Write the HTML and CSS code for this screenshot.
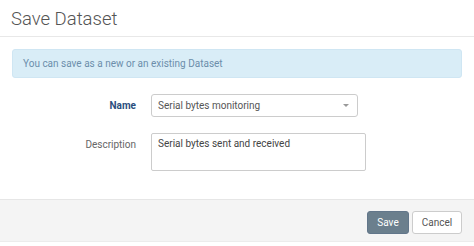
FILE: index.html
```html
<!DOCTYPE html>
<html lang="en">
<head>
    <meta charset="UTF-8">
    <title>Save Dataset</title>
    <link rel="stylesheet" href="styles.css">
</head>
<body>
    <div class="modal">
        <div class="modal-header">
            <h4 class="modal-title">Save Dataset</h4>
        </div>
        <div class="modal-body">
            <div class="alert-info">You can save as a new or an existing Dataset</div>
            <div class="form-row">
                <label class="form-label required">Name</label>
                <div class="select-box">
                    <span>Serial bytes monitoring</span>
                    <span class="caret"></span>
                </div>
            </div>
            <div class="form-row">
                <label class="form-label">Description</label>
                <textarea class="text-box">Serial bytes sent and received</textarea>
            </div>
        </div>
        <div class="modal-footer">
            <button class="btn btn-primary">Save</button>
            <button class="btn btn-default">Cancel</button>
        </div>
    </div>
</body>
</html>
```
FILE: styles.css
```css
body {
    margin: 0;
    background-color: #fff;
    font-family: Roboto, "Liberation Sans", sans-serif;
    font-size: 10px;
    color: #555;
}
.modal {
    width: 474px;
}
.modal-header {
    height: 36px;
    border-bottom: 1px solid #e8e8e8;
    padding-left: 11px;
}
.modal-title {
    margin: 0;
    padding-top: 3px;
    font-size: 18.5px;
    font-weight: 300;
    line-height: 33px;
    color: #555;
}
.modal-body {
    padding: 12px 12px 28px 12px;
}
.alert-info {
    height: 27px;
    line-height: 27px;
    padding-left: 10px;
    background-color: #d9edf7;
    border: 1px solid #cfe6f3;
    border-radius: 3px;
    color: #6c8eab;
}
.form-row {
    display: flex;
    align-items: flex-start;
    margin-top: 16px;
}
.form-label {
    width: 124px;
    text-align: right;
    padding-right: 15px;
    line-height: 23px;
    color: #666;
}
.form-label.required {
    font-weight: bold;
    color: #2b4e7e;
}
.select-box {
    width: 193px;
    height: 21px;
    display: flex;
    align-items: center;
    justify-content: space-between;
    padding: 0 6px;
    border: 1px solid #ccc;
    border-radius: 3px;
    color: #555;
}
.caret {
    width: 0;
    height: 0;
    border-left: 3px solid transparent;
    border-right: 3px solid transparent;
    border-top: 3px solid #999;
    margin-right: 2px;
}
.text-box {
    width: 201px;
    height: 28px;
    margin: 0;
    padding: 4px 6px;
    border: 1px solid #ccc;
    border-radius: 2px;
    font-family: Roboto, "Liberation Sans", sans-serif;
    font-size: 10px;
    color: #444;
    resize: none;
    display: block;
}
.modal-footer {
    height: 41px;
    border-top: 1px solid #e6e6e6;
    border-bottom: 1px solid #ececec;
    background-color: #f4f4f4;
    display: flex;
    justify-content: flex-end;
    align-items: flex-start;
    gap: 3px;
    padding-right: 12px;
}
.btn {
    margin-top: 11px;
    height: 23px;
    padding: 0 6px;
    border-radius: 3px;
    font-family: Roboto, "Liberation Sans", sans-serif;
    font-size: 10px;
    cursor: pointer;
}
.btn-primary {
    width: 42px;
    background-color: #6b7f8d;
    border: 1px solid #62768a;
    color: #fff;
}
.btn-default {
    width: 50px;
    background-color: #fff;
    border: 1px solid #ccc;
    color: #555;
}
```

____

Leave out the pictures and give the listing above again exactly.

Write the HTML and CSS code for this screenshot.
FILE: index.html
```html
<!DOCTYPE html>
<html lang="en">
<head>
    <meta charset="UTF-8">
    <title>Save Dataset</title>
    <link rel="stylesheet" href="styles.css">
</head>
<body>
    <div class="modal">
        <div class="modal-header">
            <h4 class="modal-title">Save Dataset</h4>
        </div>
        <div class="modal-body">
            <div class="alert-info">You can save as a new or an existing Dataset</div>
            <div class="form-row">
                <label class="form-label required">Name</label>
                <div class="select-box">
                    <span>Serial bytes monitoring</span>
                    <span class="caret"></span>
                </div>
            </div>
            <div class="form-row">
                <label class="form-label">Description</label>
                <textarea class="text-box">Serial bytes sent and received</textarea>
            </div>
        </div>
        <div class="modal-footer">
            <button class="btn btn-primary">Save</button>
            <button class="btn btn-default">Cancel</button>
        </div>
    </div>
</body>
</html>
```
FILE: styles.css
```css
body {
    margin: 0;
    background-color: #fff;
    font-family: Roboto, "Liberation Sans", sans-serif;
    font-size: 10px;
    color: #555;
}
.modal {
    width: 474px;
}
.modal-header {
    height: 36px;
    border-bottom: 1px solid #e8e8e8;
    padding-left: 11px;
}
.modal-title {
    margin: 0;
    padding-top: 3px;
    font-size: 18.5px;
    font-weight: 300;
    line-height: 33px;
    color: #555;
}
.modal-body {
    padding: 12px 12px 28px 12px;
}
.alert-info {
    height: 27px;
    line-height: 27px;
    padding-left: 10px;
    background-color: #d9edf7;
    border: 1px solid #cfe6f3;
    border-radius: 3px;
    color: #6c8eab;
}
.form-row {
    display: flex;
    align-items: flex-start;
    margin-top: 16px;
}
.form-label {
    width: 124px;
    text-align: right;
    padding-right: 15px;
    line-height: 23px;
    color: #666;
}
.form-label.required {
    font-weight: bold;
    color: #2b4e7e;
}
.select-box {
    width: 193px;
    height: 21px;
    display: flex;
    align-items: center;
    justify-content: space-between;
    padding: 0 6px;
    border: 1px solid #ccc;
    border-radius: 3px;
    color: #555;
}
.caret {
    width: 0;
    height: 0;
    border-left: 3px solid transparent;
    border-right: 3px solid transparent;
    border-top: 3px solid #999;
    margin-right: 2px;
}
.text-box {
    width: 201px;
    height: 28px;
    margin: 0;
    padding: 4px 6px;
    border: 1px solid #ccc;
    border-radius: 2px;
    font-family: Roboto, "Liberation Sans", sans-serif;
    font-size: 10px;
    color: #444;
    resize: none;
    display: block;
}
.modal-footer {
    height: 41px;
    border-top: 1px solid #e6e6e6;
    border-bottom: 1px solid #ececec;
    background-color: #f4f4f4;
    display: flex;
    justify-content: flex-end;
    align-items: flex-start;
    gap: 3px;
    padding-right: 12px;
}
.btn {
    margin-top: 11px;
    height: 23px;
    padding: 0 6px;
    border-radius: 3px;
    font-family: Roboto, "Liberation Sans", sans-serif;
    font-size: 10px;
    cursor: pointer;
}
.btn-primary {
    width: 42px;
    background-color: #6b7f8d;
    border: 1px solid #62768a;
    color: #fff;
}
.btn-default {
    width: 50px;
    background-color: #fff;
    border: 1px solid #ccc;
    color: #555;
}
```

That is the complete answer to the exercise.